Tebow spent five years as a minor leaguer trying to make it to the majors with the New York Mets
More than a decade after he was drafted by the Denver Broncos in the first round with the 25th pick of the 2010 NFL Draft, Tim Tebow has announced his retirement from pro … baseball.
Tebow, who quit the NFL after spending the 2015 preseason with the Philadelphia Eagles but failing to make the team, officially gave up his dream of being a pro ballplayer after spending five injury-plagued years as a minor leaguer trying to make it to the majors with the New York Mets.
“I want to thank the Mets, Mr. Alderson, the fans and all my teammates for the chance to be a part of such a great organization,” Tebow said in a statement released by the Mets. “I loved every minute of the journey, but at this time I feel called in other directions. I never want to be partially in on anything. I always want to be 100 percent in on whatever I choose. Thank you again for everyone’s support of this awesome journey in baseball, I’ll always cherish my time as a Met.”
Though his career started with a bang, Tebow batted .223/.299/.338 with 107 runs scored, 48 doubles, three triples, 18 home runs, 107 RBI and five stolen bases in 287 games in the minors as an outfielder.
A national star after winning the national championship twice while he was the quarterback for the University of Florida, the 2007 Heisman Trophy winner began working at ESPN in 2013 as a college football analyst and worked in broadcasting throughout his time pursuing a chance to play major league baseball.

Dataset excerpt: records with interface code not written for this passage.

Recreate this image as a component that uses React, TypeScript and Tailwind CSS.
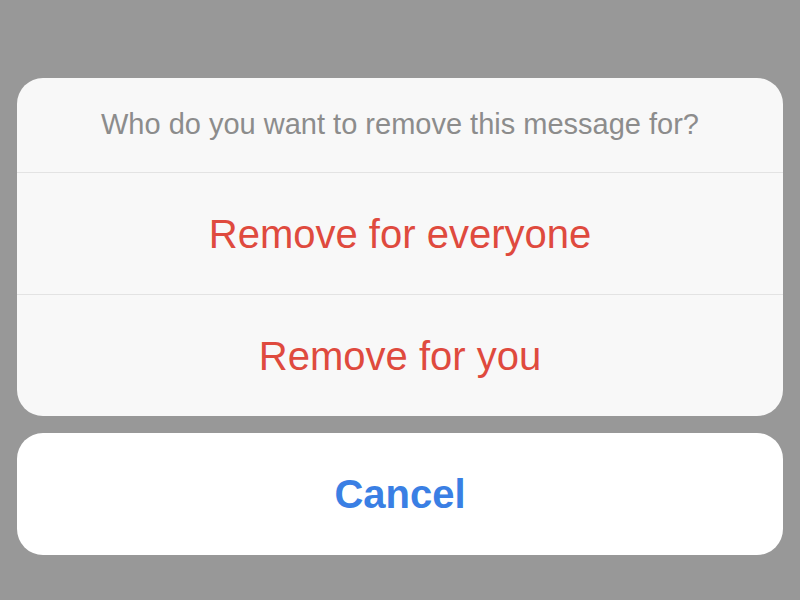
import React from "react";

export default function App() {
  return (
    <div
      className="w-[800px] h-[600px] bg-[#989898] flex flex-col px-[17px] pt-[78px] overflow-hidden"
      style={{ fontFamily: '"Liberation Sans", Arial, sans-serif' }}
    >
      <div className="bg-[#f8f8f8] rounded-[26px] flex flex-col overflow-hidden">
        <div className="h-[95px] flex items-center justify-center text-[29px] text-[#8c8c8c] border-b border-[#e3e3e3]">
          Who do you want to remove this message for?
        </div>
        <div className="h-[122px] flex items-center justify-center text-[40px] text-[#df4a3e] border-b border-[#e3e3e3]">
          Remove for everyone
        </div>
        <div className="h-[121px] flex items-center justify-center text-[40px] text-[#df4a3e]">
          Remove for you
        </div>
      </div>
      <div className="mt-[17px] h-[122px] bg-white rounded-[26px] flex items-center justify-center text-[40px] font-bold text-[#3a7fe4]">
        Cancel
      </div>
    </div>
  );
}
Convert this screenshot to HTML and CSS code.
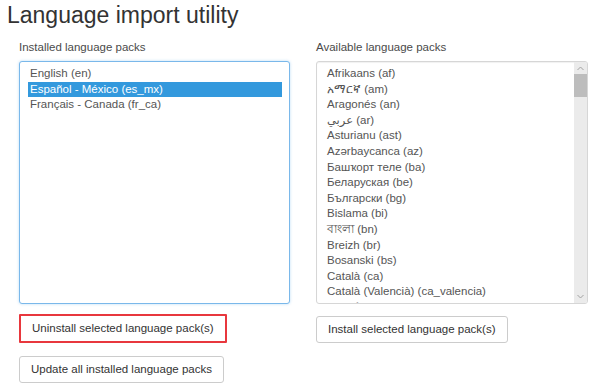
FILE: index.html
```html
<!DOCTYPE html>
<html lang="en">
<head>
<meta charset="utf-8">
<title>Language import utility</title>
<link rel="stylesheet" href="styles.css">
</head>
<body>
<h1 class="title">Language import utility</h1>
<div class="columns">
  <div class="col">
    <div class="label">Installed language packs</div>
    <div class="listbox focused">
      <ul class="options">
        <li>English (en)</li>
        <li class="selected">Español - México (es_mx)</li>
        <li>Français - Canada (fr_ca)</li>
      </ul>
    </div>
    <button class="btn btn-marked">Uninstall selected language pack(s)</button>
    <button class="btn btn-second">Update all installed language packs</button>
  </div>
  <div class="col">
    <div class="label">Available language packs</div>
    <div class="listbox">
      <ul class="options">
        <li>Afrikaans (af)</li>
        <li>አማርኛ (am)</li>
        <li>Aragonés (an)</li>
        <li>عربي (ar)</li>
        <li>Asturianu (ast)</li>
        <li>Azərbaycanca (az)</li>
        <li>Башҡорт теле (ba)</li>
        <li>Беларуская (be)</li>
        <li>Български (bg)</li>
        <li>Bislama (bi)</li>
        <li>বাংলা (bn)</li>
        <li>Breizh (br)</li>
        <li>Bosanski (bs)</li>
        <li>Català (ca)</li>
        <li>Català (Valencià) (ca_valencia)</li>
        <li>کوردی (ckb)</li>
      </ul>
      <div class="scrollbar">
        <svg class="arrow" width="13" height="12" viewBox="0 0 13 12"><polyline points="3.5,8 6.5,5 9.5,8" fill="none" stroke="#a3a3a3" stroke-width="1"/></svg>
        <div class="thumb"></div>
        <div class="track-rest"></div>
        <svg class="arrow" width="13" height="12" viewBox="0 0 13 12"><polyline points="3.5,4 6.5,7 9.5,4" fill="none" stroke="#a3a3a3" stroke-width="1"/></svg>
      </div>
    </div>
    <button class="btn btn-install">Install selected language pack(s)</button>
  </div>
</div>
</body>
</html>
```
FILE: styles.css
```css
html, body {
  margin: 0;
  padding: 0;
  background: #ffffff;
}

body {
  font-family: "Liberation Sans", Arial, "Noto Sans", "DejaVu Sans", sans-serif;
  color: #333333;
  width: 600px;
  height: 392px;
  overflow: hidden;
}

.title {
  margin: 0;
  padding: 1px 0 0 7px;
  font-size: 23px;
  font-weight: normal;
  line-height: 28px;
  height: 39px;
  color: #333333;
}

.columns {
  display: grid;
  grid-template-columns: 271px 272px;
  column-gap: 26px;
  padding-left: 19px;
}

.col {
  display: flex;
  flex-direction: column;
  align-items: flex-start;
}

.label {
  font-size: 11.5px;
  line-height: 14px;
  color: #4a4a4a;
  margin-bottom: 7px;
}

.listbox {
  box-sizing: border-box;
  width: 100%;
  height: 243px;
  border: 1px solid #d6d6d6;
  border-radius: 3px;
  box-shadow: inset 0 1px 1px rgba(0, 0, 0, 0.06);
  display: flex;
  overflow: hidden;
  background: #fff;
}

.listbox.focused {
  border-color: #7ab8ea;
  box-shadow: 0 0 3px rgba(102, 175, 233, 0.45);
}

.options {
  list-style: none;
  margin: 0;
  padding: 4px 7px 0 8px;
  flex: 1;
  min-width: 0;
  overflow: hidden;
  font-size: 11.5px;
  line-height: 15.6px;
  color: #555555;
}

.options li {
  padding-left: 2px;
  white-space: nowrap;
}

.options li.selected {
  background: #3399dd;
  color: #ffffff;
}

.scrollbar {
  width: 13px;
  flex: none;
  background: #ebebeb;
  display: flex;
  flex-direction: column;
}

.arrow {
  display: block;
  flex: none;
}

.thumb {
  height: 23px;
  background: #bdbdbd;
  flex: none;
}

.track-rest {
  flex: 1;
}

.btn {
  font-family: inherit;
  font-size: 11.5px;
  line-height: 13px;
  color: #333333;
  background: #ffffff;
  border: 1px solid #cccccc;
  border-radius: 3px;
  padding: 6px 11px;
  margin: 0;
  cursor: pointer;
}

.btn-marked {
  border: 2px solid #e8373d;
  border-radius: 1px;
  margin-top: 10px;
}

.btn-second {
  margin-top: 13px;
}

.btn-install {
  margin-top: 12px;
}
```
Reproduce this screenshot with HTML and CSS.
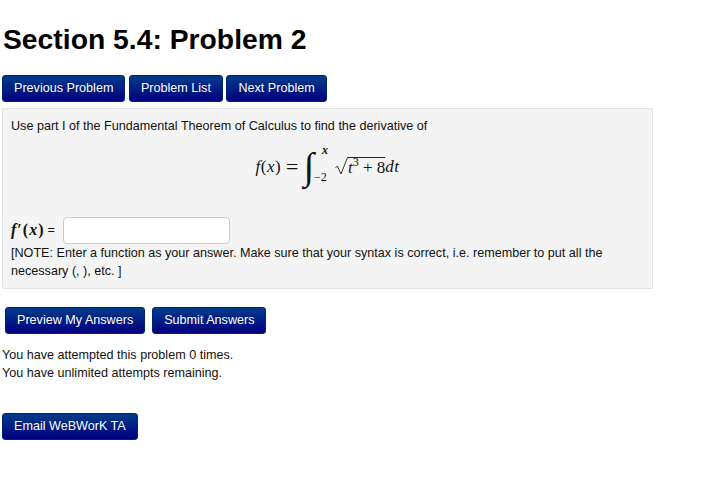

It seems likely Tebow will continue on in that role going forward and that he may eventually get more airtime on The Worldwide Leader due to his high-profile status. He has also been involved in some other TV projects and could also probably make a pretty penny simply by doing speaking engagements related to his Christian faith.
Tebow and his wife, South African model Demi-Leigh Nel-Peters, also have not had children yet but do plan on starting a family.
Although Tebow wasn’t able to fulfill his goal of becoming an MLB ballplayer, he was able to pursue his dream job for five years while also collecting a check to analyze college football for ESPN. Now that the dream is over, he’ll land on his feet the same way he did after his dream of being an NFL quarterback came to an end.
Someone will want to harness the “Tebow Effect” to their advantage going forward — it just won’t involve putting him on the football field or baseball diamond.